Mailto URLs are used to denote e-mail addresses and have the following general format (as implemented in w3browse):
mailto:e-mail-address?from=FROM&to=TO&cc=CC&subject=SUBJECT&body=BODY
Some or all parts of the query part may be missing, but the
e-mail-address should be given because it is the primary
To:
header field of an e-mail message. The to=
and
cc=
parts may be repeated multiple times. w3browse
invokes its e-mail composer
automatically when following such a link, e.g.
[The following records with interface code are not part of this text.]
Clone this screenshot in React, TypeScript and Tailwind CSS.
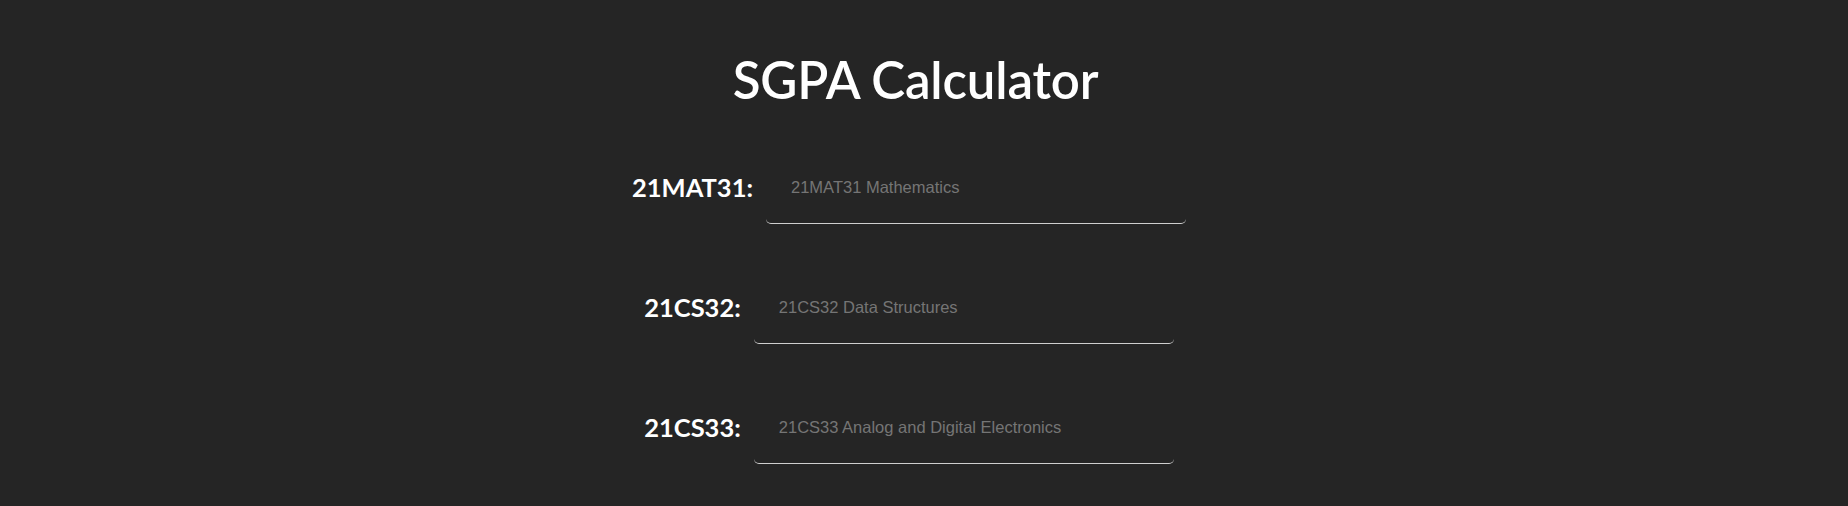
import React from 'react';

const subjects = [
  { code: '21MAT31', name: '21MAT31 Mathematics' },
  { code: '21CS32', name: '21CS32 Data Structures' },
  { code: '21CS33', name: '21CS33 Analog and Digital Electronics' },
];

const App: React.FC = () => {
  return (
    <div className="min-h-screen bg-[#252525] text-white pr-[17px] font-['Lato',sans-serif]">
      <div className="flex flex-col items-center pt-[45px]">
        <h1 className="text-[51px] leading-[70px] font-semibold tracking-[-0.2px]">SGPA Calculator</h1>
        <div className="mt-[36px] flex flex-col items-center gap-[47px]">
          {subjects.map((s) => (
            <div key={s.code} className="flex items-center">
              <label className="text-[25.5px] font-bold">{s.code}:</label>
              <input
                type="text"
                placeholder={s.name}
                className="mx-[13px] h-[73px] w-[420px] rounded-[5px] border-b border-[#cfcfcf] bg-transparent px-[25px] font-['Liberation_Sans',Arial,sans-serif] text-[16.5px] text-white outline-none placeholder:text-[#757575]"
              />
            </div>
          ))}
        </div>
      </div>
    </div>
  );
};

export default App;
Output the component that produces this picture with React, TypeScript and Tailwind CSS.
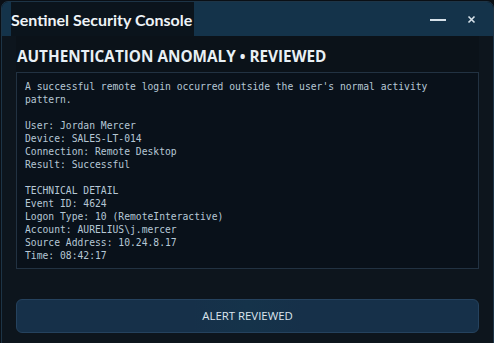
import React from "react";

const lines = [
  "A successful remote login occurred outside the user's normal activity",
  "pattern.",
  "",
  "User: Jordan Mercer",
  "Device: SALES-LT-014",
  "Connection: Remote Desktop",
  "Result: Successful",
  "",
  "TECHNICAL DETAIL",
  "Event ID: 4624",
  "Logon Type: 10 (RemoteInteractive)",
  "Account: AURELIUS\\j.mercer",
  "Source Address: 10.24.8.17",
  "Time: 08:42:17",
];

export default function App() {
  return (
    <div className="w-[494px] h-[343px] bg-[#0a0f15] overflow-hidden" style={{ fontFamily: 'Lato, "Open Sans", sans-serif' }}>
      <div className="w-[493px] h-[343px] ml-px mt-px flex flex-col border border-[#1d3446] rounded-t-[7px] bg-[#0d151d] overflow-hidden">
        <div className="h-[34px] shrink-0 bg-[#14334a] flex items-stretch">
          <div className="ml-[9px] pr-[2px] pt-[2px] bg-[#0b141c] flex items-center text-[16px] font-bold text-[#eef3f7]">
            Sentinel Security Console
          </div>
          <div className="flex-1" />
          <div className="flex items-center gap-[21px] pr-[17px] text-[#e3ebf1]">
            <div className="w-[16px] h-[2px] bg-[#d6e1e9] mt-px" />
            <svg width="9" height="9" viewBox="0 0 9 9" className="mt-px">
              <path d="M1.5 1.5 L7.5 7.5 M7.5 1.5 L1.5 7.5" stroke="#d6e1e9" strokeWidth="1.6" />
            </svg>
          </div>
        </div>
        <div className="flex flex-col px-[14px]">
          <div className="h-[36px] pt-[5px] bg-[#0b1219] flex items-center pl-px text-[15.3px] font-bold text-[#e9f0f5]" style={{ fontFamily: '"Open Sans", sans-serif' }}>
            AUTHENTICATION ANOMALY • REVIEWED
          </div>
          <div
            className="h-[197px] border border-[#223242] bg-[#09111a] pl-[8px] pt-[7px] text-[#b6c8d6] text-[9.7px] leading-[13px] whitespace-pre"
            style={{ fontFamily: '"DejaVu Sans Mono", "Liberation Mono", monospace' }}
          >
            {lines.map((l, i) => (
              <div key={i} className="h-[13px]">{l}</div>
            ))}
          </div>
          <div className="h-[30px]" />
          <button className="h-[34px] rounded-[6px] border border-[#25425e] bg-[linear-gradient(90deg,#163049_0%,#163049_38%,#15334a_50%,#163049_62%,#163049_100%)] text-[11.4px] text-[#dce6ee] flex items-center justify-center" style={{ fontFamily: '"Open Sans", sans-serif' }}>
            ALERT REVIEWED
          </button>
        </div>
      </div>
    </div>
  );
}
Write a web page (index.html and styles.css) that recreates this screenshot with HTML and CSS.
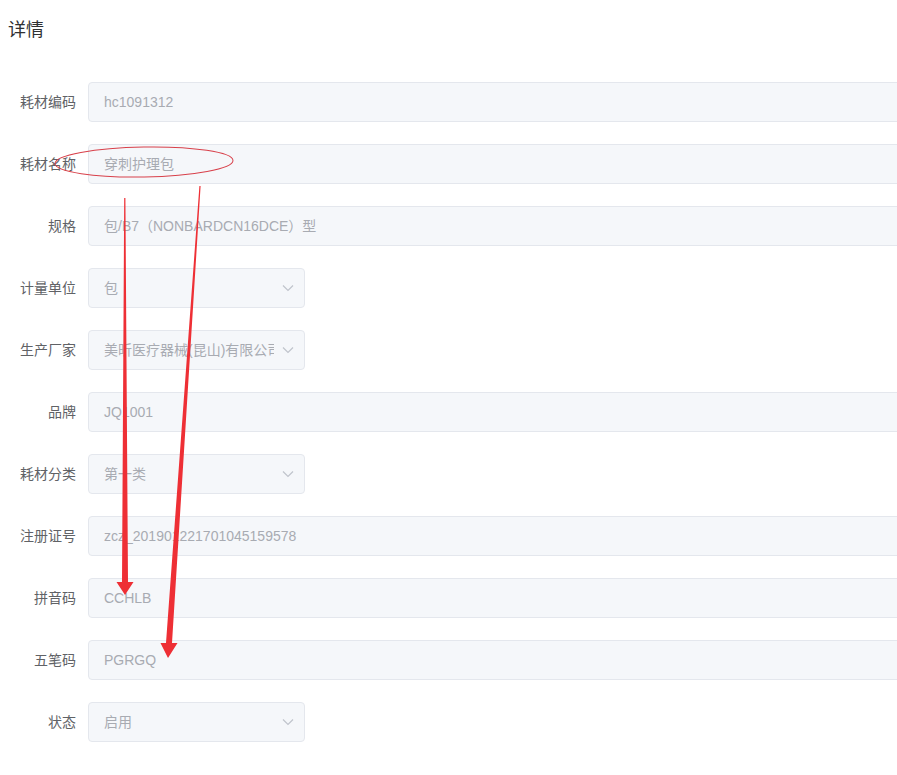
FILE: index.html
```html
<!DOCTYPE html>
<html lang="zh">
<head>
<meta charset="utf-8">
<title>详情</title>
<link rel="stylesheet" href="styles.css">
</head>
<body>
<div class="page">
  <div class="title">详情</div>
  <form class="form">
    <div class="form-item"><label class="label">耗材编码</label><div class="input">hc1091312</div></div>
    <div class="form-item"><label class="label">耗材名称</label><div class="input">穿刺护理包</div></div>
    <div class="form-item"><label class="label">规格</label><div class="input">包/B7（NONBARDCN16DCE）型</div></div>
    <div class="form-item"><label class="label">计量单位</label><div class="input select"><span class="val">包</span><svg class="arrow" width="12" height="8" viewBox="0 0 12 8"><polyline points="1,1.5 6,6.5 11,1.5" fill="none" stroke="#c0c4cc" stroke-width="1.2"/></svg></div></div>
    <div class="form-item"><label class="label">生产厂家</label><div class="input select"><span class="val">美昕医疗器械(昆山)有限公司</span><svg class="arrow" width="12" height="8" viewBox="0 0 12 8"><polyline points="1,1.5 6,6.5 11,1.5" fill="none" stroke="#c0c4cc" stroke-width="1.2"/></svg></div></div>
    <div class="form-item"><label class="label">品牌</label><div class="input">JQ1001</div></div>
    <div class="form-item"><label class="label">耗材分类</label><div class="input select"><span class="val">第一类</span><svg class="arrow" width="12" height="8" viewBox="0 0 12 8"><polyline points="1,1.5 6,6.5 11,1.5" fill="none" stroke="#c0c4cc" stroke-width="1.2"/></svg></div></div>
    <div class="form-item"><label class="label">注册证号</label><div class="input">zcz_201901221701045159578</div></div>
    <div class="form-item"><label class="label">拼音码</label><div class="input">CCHLB</div></div>
    <div class="form-item"><label class="label">五笔码</label><div class="input">PGRGQ</div></div>
    <div class="form-item"><label class="label">状态</label><div class="input select"><span class="val">启用</span><svg class="arrow" width="12" height="8" viewBox="0 0 12 8"><polyline points="1,1.5 6,6.5 11,1.5" fill="none" stroke="#c0c4cc" stroke-width="1.2"/></svg></div></div>
  </form>
</div>
<svg class="marks" width="897" height="775" viewBox="0 0 897 775">
  <ellipse cx="144" cy="162" rx="89" ry="15" fill="none" stroke="#d8404a" stroke-width="1" transform="rotate(-1 144 162)"/>
  <polygon points="124.2,198 125.4,198 128,582 133.5,582 125,595 116.5,582 122,582" fill="#ee2f35"/>
  <polygon points="199.4,186 200.6,186 172,643 177.5,643 168,658 160.5,643 166,643" fill="#ee2f35"/>
</svg>
</body>
</html>
```

FILE: styles.css
```css
html, body {
  margin: 0;
  padding: 0;
  overflow: hidden;
}
body {
  font-family: "Liberation Sans", "Noto Sans CJK SC", sans-serif;
  background: #ffffff;
  position: relative;
  width: 897px;
  height: 775px;
}
.page {
  padding: 8px 0 0 8px;
}
.title {
  font-size: 18px;
  line-height: 44px;
  color: #303133;
}
.form {
  margin-top: 30px;
}
.form-item {
  display: flex;
  margin-bottom: 22px;
}
.label {
  flex: 0 0 80px;
  box-sizing: border-box;
  padding-right: 12px;
  text-align: right;
  font-size: 14px;
  line-height: 40px;
  color: #606266;
}
.input {
  box-sizing: border-box;
  height: 40px;
  width: 1000px;
  flex: 0 0 auto;
  border: 1px solid #e4e7ed;
  border-radius: 4px;
  background: #f5f7fa;
  color: #a8abb2;
  font-size: 14px;
  line-height: 38px;
  padding: 0 15px;
  white-space: nowrap;
  overflow: hidden;
}
.select {
  width: 217px;
  display: flex;
  align-items: center;
  padding-right: 10px;
}
.select .val {
  flex: 1;
  overflow: hidden;
  white-space: nowrap;
  margin-right: 8px;
}
.arrow {
  flex: 0 0 auto;
}
.marks {
  position: absolute;
  left: 0;
  top: 0;
  pointer-events: none;
}
```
mailto:aleks_at_aksware_dot_de mailto:support(at)aksware(dot)de?subject=w3browse mailto:
The parameter MailDir of the dialog "Open URL Window" and further settings that have been made within the "e-Mail Application" for that environment are in effect when the e-mail composer is invoked.
These kinds of URLs are special to w3browse and are used to refer to certain application-internal resources. The syntax of so-called internal URLs is similar to that of server-based URLs:
internal://netloc/directory/basename?query#fragment
But in this case, the netloc
part identifies a
certain subsystem of the application, e.g. help
or mail
.
The following internal URLs are available and are given as URL prefixes
together with their respective function:
internal://help/
internal://admin/
internal://mail/
Another set of special URLs is introduced by the prefix
about:
and shares its syntax with generic
URLs. These URLs are used to provide some shortcuts to other internal
resources and applications:
about:
internal://help/about.html
about:bookmarks
internal://help/bookmarks.html
about:help
internal://help/index.html
about:config
internal://admin/w3bconfig/
about:blank
about:cookies
about:authorization
A detailed description of all kinds of internal applications together with ways of how to access them is given in chapter "Internal Applications".
The protocols wstp
and wstps
are currently not
implemented natively in w3browse, but they may be used in
connection with proxy-servers and gateways, because in this case a URL is
just handed over to the peer, which has then to perform the dirty work.